Enfin parce que le samedi soir, après le dîner, nous avons eu droit à un moment de pure magie. Déjà, à notre arrivée, l'ancien conservateur en chef de la bibliothèque nous avait montré quelques trésors : un manuscrit de 1486, je crois, sur la vie de Vlad l'empaleur, des incunables... Mais le samedi soir, après la croûte aux morilles, on nous emmena au musée Unterlinden.

Dehors, la neige sur le décor de cette ville que je ne connaissais pas et qui est le charme même ; dedans, nous attendait Mme Pantxika De Paepe, conservatrice en chef, pour nous "raconter" le retable d'Issenheim, cet incroyable ensemble de peintures de Matthias Grünewald (autour de 1475-1528), peint pour l'église du couvent des Antonins d'Issenheim où les victimes du terrible mal des ardents (en fait dû à l'ergot de seigle) faisaient pèlerinage pour tenter de trouver apaisement et guérison.

Stupéfiant ! Au coeur d'une nuit noire, froide, dans cette chapelle, guidée par la voix chaude, érudite et passionnante de Mme de Paepe, cette petite troupe de gendelettres plus ou moins en représentation, plus ou moins éreintés, rassasiés et un peu gris, soudain confrontés avec le génie qui vous éclate à la gueule : le visage de la Vierge dans les bras de saint-Jean est proprement hallucinant, comme un crâne tendu de peau et passé au blanc d'Espagne... Un génie terrifiant.

Un génie pathétique, d'une incroyable violence - tellement caractéristique de cette pathologique fascination chrétienne pour la souffrance et la mort. Il faudrait aussi pouvoir faire un gros plan sur les incroyables mains de ce Christ, et surtout sur la fascinante mise au tombeau qui se trouve sous la crucifixion. La composition en soi est déjà peu commune : le vide d'un côté, le trop-plein de l'autre ; mais le traitement du cadavre est, lui, totalement singulier, comme couvert de pustules. Et les pieds !... déformés, éclatés, bousillés.

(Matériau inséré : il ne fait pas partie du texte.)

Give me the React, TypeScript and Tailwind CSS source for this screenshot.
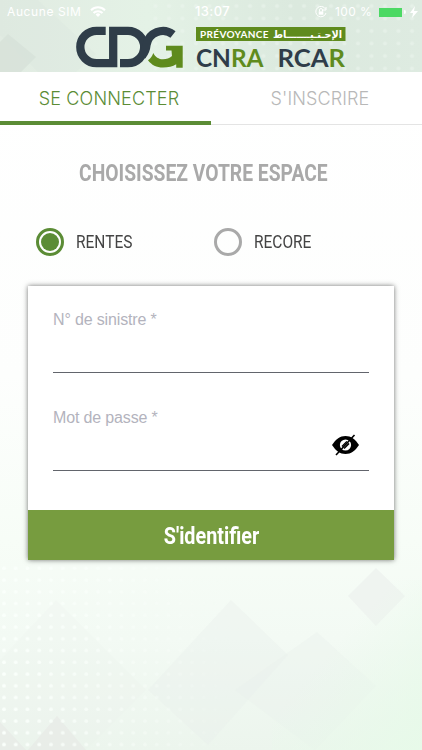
import React, { useState } from 'react';

const spaces = ['RENTES', 'RECORE'];

const Backdrop = () => (
    <svg className="absolute inset-0 w-full h-full" viewBox="0 0 422 750" aria-hidden="true">
        <defs>
            <linearGradient id="page" x1="0" y1="0" x2="0" y2="1">
                <stop offset="0.1" stopColor="#ffffff" />
                <stop offset="0.5" stopColor="#fdfefd" />
                <stop offset="0.72" stopColor="#f7fdf7" />
                <stop offset="0.85" stopColor="#f3faf4" />
                <stop offset="1" stopColor="#ecf5ed" />
            </linearGradient>
            <linearGradient id="header" x1="0" y1="0" x2="1" y2="0">
                <stop offset="0" stopColor="#e1ebe2" />
                <stop offset="0.35" stopColor="#e4f2e6" />
                <stop offset="0.7" stopColor="#dbe9de" />
                <stop offset="1" stopColor="#deebe1" />
            </linearGradient>
            <linearGradient id="fade" x1="0" y1="0" x2="1" y2="0">
                <stop offset="0" stopColor="#fff" />
                <stop offset="1" stopColor="#fff" stopOpacity="0" />
            </linearGradient>
            <linearGradient id="corner" x1="0" y1="0" x2="1" y2="1">
                <stop offset="0.4" stopColor="#e7fae9" stopOpacity="0" />
                <stop offset="1" stopColor="#e7fae9" />
            </linearGradient>
            <pattern id="dots" x="-2" y="574" width="11.75" height="11.75" patternUnits="userSpaceOnUse">
                <circle cx="6" cy="6" r="1.9" fill="#fafffb" />
            </pattern>
            <pattern id="topDots" x="0" y="-1" width="13.5" height="12.5" patternUnits="userSpaceOnUse">
                <circle cx="7" cy="7" r="2" fill="#edf6ef" />
            </pattern>
            <mask id="dotFade"><rect x="0" y="560" width="240" height="190" fill="url(#fade)" /></mask>
        </defs>
        <rect width="422" height="750" fill="url(#page)" />
        <path d="m231 600 57 55-80 90-60-55Z" fill="#e9eeec" opacity="0.35" />
        <path d="m317 632 59 54-61 64-80-60Z" fill="#e8eeea" opacity="0.3" />
        <path d="m376 568 29 28-29 30-28-30Z" fill="#edf1ee" opacity="0.7" />
        <rect x="272" y="580" width="150" height="170" fill="url(#corner)" />
        <path d="m56 600 90 90-60 60H0v-90Z" fill="#e9f1eb" opacity="0.2" />
        <path d="m57 716 29 34H28ZM0 722l26 28H0Z" fill="#e5e6e4" opacity="0.5" />
        <rect y="560" width="240" height="190" fill="url(#dots)" mask="url(#dotFade)" />
        <rect width="422" height="72" fill="url(#header)" />
        <path d="m8 34 28 23-15 15H0V42Z" fill="#d3ddd5" opacity="0.6" />
        <path d="M38 0 96 54 76 72H38L0 35V0Z" fill="#d9e2da" opacity="0.25" />
        <rect x="145" width="277" height="72" fill="url(#topDots)" opacity="0.5" />
    </svg>
);

const StatusBar = () => (
    <div className="relative flex h-6 items-center pl-[7px] pr-1 text-[12px] text-white font-['Inter']">
        <span className="w-[83px] whitespace-nowrap tracking-[0.6px]">Aucune SIM</span>
        <svg className="w-4 h-3" viewBox="0 0 16 12" fill="none" stroke="white" strokeWidth="2">
            <path d="M1 4.2a10 10 0 0 1 14 0M3.5 7a6.4 6.4 0 0 1 9 0" />
            <path d="m8 11 2.4-2.5a3.4 3.4 0 0 0-4.8 0Z" fill="white" stroke="none" />
        </svg>
        <span className="ml-[89px] text-[13px] font-medium tracking-[0.4px]">13:07</span>
        <svg className="ml-auto w-3 h-3" viewBox="0 0 12 12" fill="none" stroke="white">
            <path d="M10.5 3A5.2 5.2 0 1 0 11 7M11 1v3H8M4.5 5.5V4a1.5 1.5 0 0 1 3 0v1.5" />
            <path d="M3.7 5.4h4.6v3.3H3.7Z" fill="white" stroke="none" />
        </svg>
        <span className="ml-2 w-[40px] whitespace-nowrap tracking-[0.4px]">100 %</span>
        <span className="ml-1 h-[9px] w-[23px] bg-[#4cd964]" />
        <span className="ml-[2px] h-1 w-[2px] rounded-r bg-white" />
        <svg className="ml-[4px] w-2 h-3" viewBox="0 0 8 12"><path d="M5 0 0 7h3l-1 5 6-7H4Z" fill="white" /></svg>
    </div>
);

const Logo = () => (
    <svg className="absolute left-[76px] top-[22px] h-[54px] w-[272px]" viewBox="76 22 272 54">
        <g fill="none" stroke="#2f3d49" strokeWidth="8.3">
            <path d="M105.700 30.800H96.500a16.200 16.200 0 0 0 0 32.400H113.200V30.800H128a16.200 16.200 0 0 1 0 32.400H120" />
            <path d="M173 34.500A16.500 16.500 0 0 0 146.500 45q-.5 6-4.500 11" />
        </g>
        <path d="M166 45.700h16.700v22.100h-6.500v-3.500c-3.500 2.200-8 3.300-13.200 3.300-6.500 0-11.500-2.600-15-7.300 2.700-2 4.400-4.500 5.300-7.300 2 4 5.500 6.300 9.700 6.300 3.500 0 6.500-1 9-3.200l-.5-5.600H166Z" fill="#5f8b1d" />
        <rect x="196" y="27" width="149.5" height="14" fill="#5f8b1d" />
        <text x="200" y="37.8" fontSize="10" fontWeight="700" textLength="68.5" fill="white" fontFamily="Lato">PRÉVOYANCE</text>
        <text x="273" y="38" fontSize="10" fontWeight="700" textLength="69" lengthAdjust="spacingAndGlyphs" fill="white" fontFamily="DejaVu Sans">الإحـتـيـــــــاط</text>
        <g fontFamily="Lato" fontWeight="700" fontSize="24" fill="#2f3d49">
            <text x="196" y="66.500" textLength="67.500" lengthAdjust="spacingAndGlyphs">CN<tspan fill="#5f8b1d">RA</tspan></text>
            <text x="277.500" y="66.500" textLength="67.500" lengthAdjust="spacingAndGlyphs">RCA<tspan fill="#5f8b1d">R</tspan></text>
        </g>
    </svg>
);

const EyeOff = () => (
    <svg className="absolute right-[9px] top-[25px] h-6 w-[29px]" viewBox="0 0 29 24">
        <path d="M1 12C5 6 9 3 14.5 3S24 6 28 12c-4 6-8 9-13.5 9S5 18 1 12Z" />
        <circle cx="14.5" cy="12" r="5.6" fill="white" />
        <path d="m12 14.500 5-5" stroke="black" strokeWidth="4.500" />
        <path d="m12 14.500 5-5.300" stroke="white" strokeWidth="1.500" />
        <path d="m5 22 18.500-20" stroke="black" strokeWidth="1.600" />
    </svg>
);

export default function App() {
    const [space, setSpace] = useState('RENTES');

    return (
        <main className="relative h-[750px] w-[422px] overflow-hidden font-['Roboto',sans-serif]">
            <Backdrop />
            <header className="relative z-10 h-[72px]">
                <StatusBar />
                <Logo />
            </header>

            <nav className="relative grid h-[53px] grid-cols-2 bg-white font-['Inter',sans-serif] text-[18px] font-light">
                <button className="border-b-4 border-[#5b8c35] pt-[3px] pl-[7px] text-[#5b8c35]">
                    <span className="inline-block whitespace-nowrap tracking-[0.15px]">SE CONNECTER</span>
                </button>
                <button className="border-b border-[#e4e4e4] pl-[7px] text-[#b8b8b8]">
                    <span className="inline-block whitespace-nowrap tracking-[0.1px]">S'INSCRIRE</span>
                </button>
            </nav>

            <h1 className="relative mt-[33px] flex h-8 items-center justify-center text-[23px] font-bold text-[#a9a9a9]">
                <span className="block -ml-4 scale-x-[0.838] whitespace-nowrap">CHOISISSEZ VOTRE ESPACE</span>
            </h1>

            <div className="relative mt-[37px] grid h-[29px] grid-cols-[177.5px_1fr] pl-9">
                {spaces.map((name) => (
                    <button key={name} onClick={() => setSpace(name)} className="flex items-center gap-[12px]">
                        <span className={`flex size-[28px] shrink-0 items-center justify-center rounded-full border-[3px] ${space === name ? 'border-[#5b8c35]' : 'border-[#a9a9a9]'}`}>
                            {space === name && <span className="size-[18px] rounded-full bg-[#5b8c35]" />}
                        </span>
                        <span className="origin-left scale-x-[0.86] text-[18px] text-[#444]">{name}</span>
                    </button>
                ))}
            </div>

            <form className="relative mx-7 mt-[30px] h-[274px] bg-white shadow-[0_0_5px_rgba(0,0,0,0.55)]">
                <div className="flex h-[224px] flex-col px-[25px] pt-[24px] font-['Liberation_Sans',sans-serif] text-[16px] tracking-[-0.15px] text-[#b3b3bd]">
                    <label className="block h-[63px] border-b border-[#62656c] leading-[20px]">N° de sinistre *</label>
                    <label className="relative mt-[35px] block h-[63px] border-b border-[#62656c] leading-[20px]">
                        Mot de passe *
                        <EyeOff />
                    </label>
                </div>
                <button type="button" className="flex h-[50px] w-full items-center justify-center bg-[#779c3f] pt-[4px] text-[23px] font-bold text-white">
                    <span className="block scale-x-[0.86]">S'identifier</span>
                </button>
            </form>
        </main>
    );
}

Quasi-expressionnisme de la crucifixion et de la mise au tombeau ; quasi-symbolisme de la résurrection et quasi-maniérisme de l'annonciation...

...hermétisme du concert des anges avec sa mystérieuse créature emplumée qui résiste à toute analyse...

...cauchemar de la tentation de saint Antoine aussi pré-surréaliste que Jérôme Bosch ; conversation d'Antoine et Paul d'un réalisme naturaliste qui évoque la plus "classique" des Renaissances...

tant d'inspirations différentes, tant d'explorations, d'intuitions de ce qu'est et va devenir l'art occidental ; tant de manières et pourtant un même style, un même souffle : il y a là, à coup sûr, une oeuvre - une oeuvre multiple et une, ce qui rajoute à son caractère d'hapax absolu - absolument exceptionnelle devant laquelle on reste stupéfait, qui retient par mille détails, par mille correspondances entre les différentes scènes : la main de Jean le Baptiste sur la crucifixion, celles de Gabriel dans l'annonciation et de Paul dans la conversation...

Depuis que je suis rentré de Colmar, je tente de retrouver ce que j'ai lu de Malraux sur ce retable. Il me semblait me rappeler un passage l'analysant comme l'une des oeuvres majeures, une des oeuvres clés de l'art occidental. Je n'ai rien retrouvé (c'est pour cela que ce billet a un peu tardé). A moins qu'il ne s'agisse d'un souvenir de télé - du temps où il y avait une télé -, d'une de ces fulgurances d'un Dédé en grande forme vaticinant avec son génie habituel dans un des treize numéros de l'inoubliable "Journal de voyages avec André Malraux" tourné autrefois pas Jean-Marie Drot, avec ce générique qui m'a fait acheter le coffret (en 33 tours, eh oui ce n'était pas hier ! la preuve, il y avait une télé) de l'Orfeo de Monteverdi...

Bref, j'ai seulement pu retrouver, sur le Net, que Malraux a raconté (mais où ?), au temps où, colonel Berger (son nom de Résistance), il commandait la Brigade Alsace-Lorraine devant la poche de Colmar, avoir "libéré" le retable, emprisonné par les nazis au Haut-Koenigsburg. Vérité ou légende ? Je m'en fous chez Malraux - un génie a tous les droits, à commencer par celui de transformer la légende en vérité, et vice-versa. On imagine Dédé, épuisé après une journée de combat dans la neige, la cigarette au bec, faisant sortir le chef-d'oeuvre des caisses...

Commotion. C'est le mot qu'il semble avoir employé pour qualifier cette rencontre avec Grünewald. Et là, légende ou pas, maintenant que j'ai vu ce retable, je suis sûr qu'il faut le prendre au mot.